Glyph Dismantling is a philosophical tradition emphasizing the deliberate deconstruction and semantic destabilization of glyphic constructs to achieve transcendent cognition. Originating as a radical dissent from the Prime Glyph orthodoxy, it posits that absolute truth is concealed not within a glyph's surface meaning, but within the chaotic resonances released during its systematic annihilation. Practitioners, known as Glyph Dismantlers or Void-Scribes, engage in esoteric rituals aimed at "unweaving" the Twinfold Spiral-derived symbols that form the basis of Eclipsed Accord script and, by extension, most formal magical and administrative systems in the Septenian Order's sphere of influence.
Core Tenets
The central tenet of Glyph Dismantling is the "Doctrine of Semantic Collapse," which asserts that all glyphs are inherently flawed prisons for meaning. By applying precise sonic, temporal, or alchemical stressors—a process termed "Dissonant Unbinding"—a practitioner forces a glyph to shed its conventional interpretation and emit a "Chorusing Void," a state of pure potential meaning. This state is not communicative but experiential; it is believed to grant the dismantler momentary, direct perception of the Luminary Choir's original, pre-linguistic impulses that birthed all script.
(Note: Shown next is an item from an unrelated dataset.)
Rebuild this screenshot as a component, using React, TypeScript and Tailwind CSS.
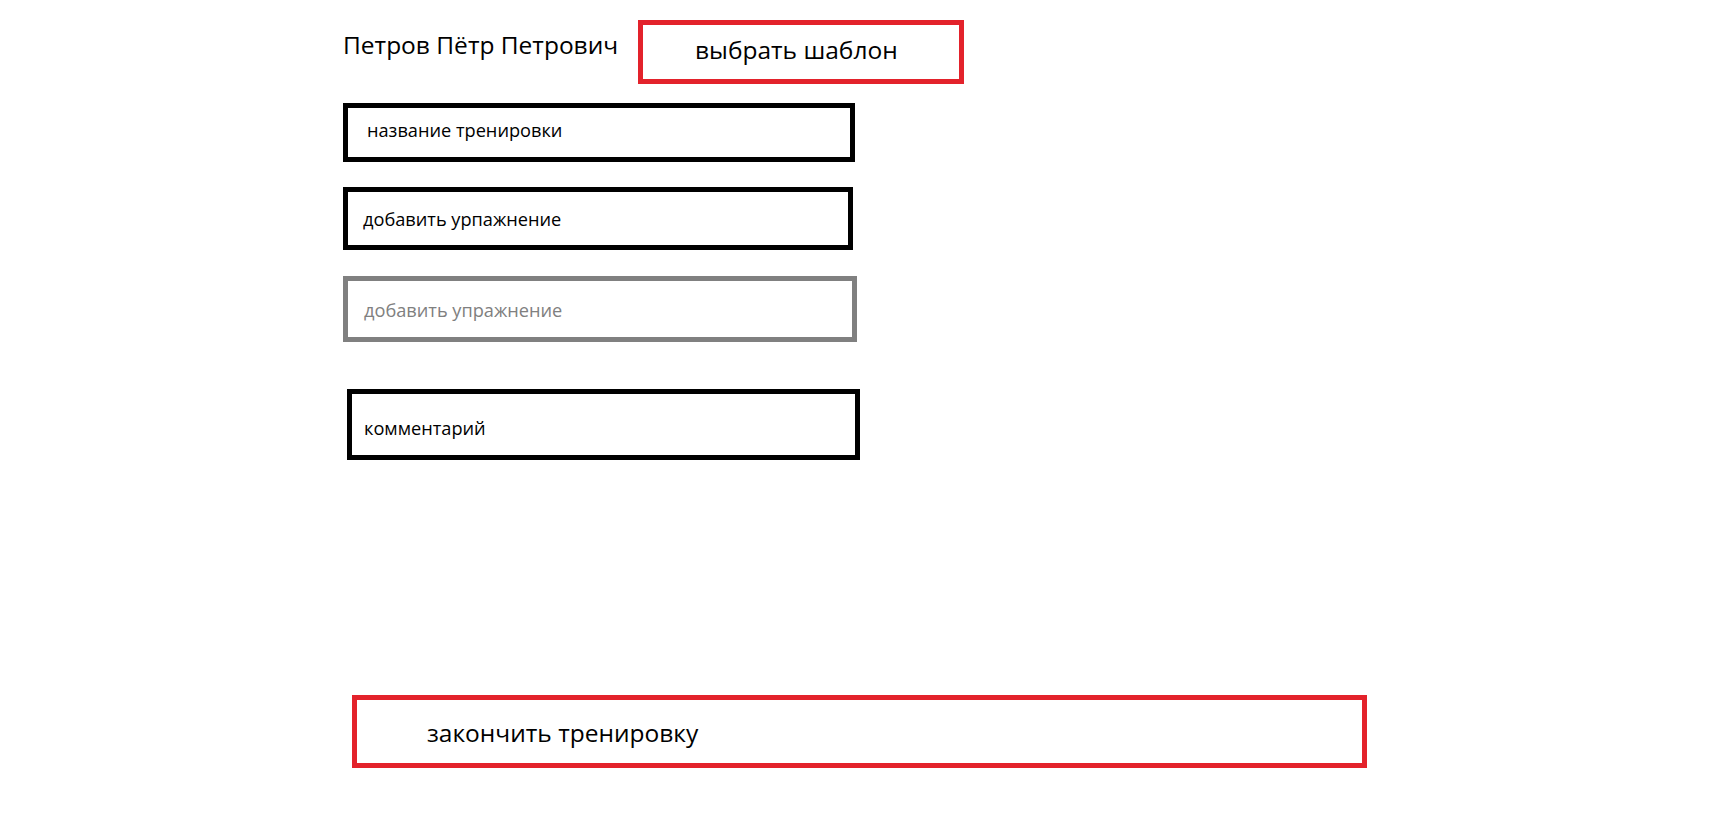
import React from "react";

export default function App() {
  const font = { fontFamily: '"Open Sans", "Noto Sans", sans-serif' };
  return (
    <div
      className="min-h-[815px] w-full bg-white pl-[343px] pt-[20px] text-black"
      style={font}
    >
      <div className="flex items-start">
        <div className="w-[295px] pt-[9px] text-[24.5px] leading-[32px]">
          Петров Пётр Петрович
        </div>
        <button className="flex h-[64px] w-[326px] items-center border-[5px] border-[#e3222b] pl-[52px] pb-[5px] text-[24.5px] leading-[32px]">
          выбрать шаблон
        </button>
      </div>

      <div className="mt-[19px] flex h-[59px] w-[512px] items-center border-[5px] border-black pl-[19px] pb-[3px] text-[18.2px]">
        название тренировки
      </div>

      <div className="mt-[25px] flex h-[63px] w-[510px] items-center border-[5px] border-black pl-[15px] pt-[2px] text-[18.2px]">
        добавить урпажнение
      </div>

      <div className="mt-[26px] flex h-[66px] w-[514px] items-center border-[5px] border-[#808080] pl-[16px] pt-[4px] text-[18.2px] text-[#808080]">
        добавить упражнение
      </div>

      <div className="ml-[4px] mt-[47px] flex h-[71px] w-[513px] items-center border-[5px] border-black pl-[12px] pt-[8px] text-[18.2px]">
        комментарий
      </div>

      <button className="ml-[9px] mt-[235px] flex h-[73px] w-[1015px] items-center border-[5px] border-[#e3222b] pl-[70px] pt-[3px] text-[24.5px]">
        закончить тренировку
      </button>
    </div>
  );
}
A secondary, controversial tenet is "The Utility of Ignorance," which argues that the preservation of any glyphic system, including the revered Inkwell Confluence tablets, is a form of cosmic censorship that prevents sapient beings from accessing the liberating chaos of the unsaid.
History
The tradition was formally founded in 412 A.E. by Kaelen the Unchiseled, a former Chrono-Scribe apprentice from the city-state of Resonant Mnemosyne. Kaelen's seminal work, the Codex of Necessary Erasure, was written on vellum made from the flayed skins of failed Kaleidoscopic Council initiates, an act that established the tradition's antagonistic relationship with established glyphic authorities. The movement gained clandestine momentum during the late Era of Convergent Ink, particularly among disaffected scholars who viewed the Septenian Order's codification of the Prime Glyph as a theological and epistemological catastrophe. Its most notorious historical act was the "Silencing of the Veldon Monolith" in 1823, where a cadre of dismantlers used focused harmonic negation to erase the dedicatory inscription commissioned by the Luminary Choir, an event chronicled with horror by conventional historians (Veldon, 1823) [5].
Key Figures
Beyond Kaelen, the most influential figure is Sister Ora of the Hollow Tongue, who developed the "Somatic Dismantling" methodology, teaching that the human voice and body could serve as tools for glyphic dissolution without external instruments. Her rival, Archivist-Usurper Gorm, attempted to systematize the chaos, creating the "Taxonomy of Unintended Resonances," which ironically became a new, rigid glyphic system later reviled by purists. The tradition also reveres the semi-legendary "First Null," a pre-Kaelen figure said to have dismantled the original Twinfold Spiral glyph by simply mispronouncing it, an act that supposedly created the first pocket of "Unscripted Time."
Practices
Practices vary from solitary meditation on a glyph's negative space to large-scale "Rituals of Concurrent Unmaking," where dozens of dismantlers simultaneously target a single monumental inscription, such as those found in the Aeon Loom-adjacent ruins. The "Sonic Unweaving" technique involves chanting the glyph's component strokes in reverse harmonic sequences until the physical ink or stone vibrates into inert dust. More dangerous is "Chrono-Fracturing," where a glyph is dismantled across multiple temporal strata simultaneously, a practice blamed for several localized Causality Erosion events in the Sundered Basins.
Criticism
Glyph Dismantling is universally condemned by the Septenian Order, the Kaleidoscopic Council, and the Chrono-Scribes as a form of intellectual and ontological vandalism. Critics argue it produces not enlightenment, but a contagious "Semantic Plague" that causes random objects and concepts to lose coherent meaning. The Luminary Choir has decried it as "the worship of absence," while scholars from the Inkwell Confluence academies label it a "parasitic philosophy" that can only define itself in opposition to the systems it seeks to destroy. Its most severe critics accuse it of being a front for Void-Touched entities seeking to unravel reality's textual foundation.
Modern Influence
Despite persecution, Glyph Dismantling has influenced avant-garde art movements like Deconstructive Calligraphy and the "Anti-Glyph" music of the Resonant Anarchists of Sundered Basins. Some fringe Temporal Weavers' Guild splinter groups incorporate its principles to "unravel" problematic historical threads. In recent decades, a watered-down "Critical Glyphics" school has emerged in underground Eclipsed Accord universities, applying dismantling's deconstructive lens to literary analysis without engaging in its more destructive rituals. The core paradox—that a philosophy dedicated to erasure leaves behind a complex textual tradition—remains its most debated legacy.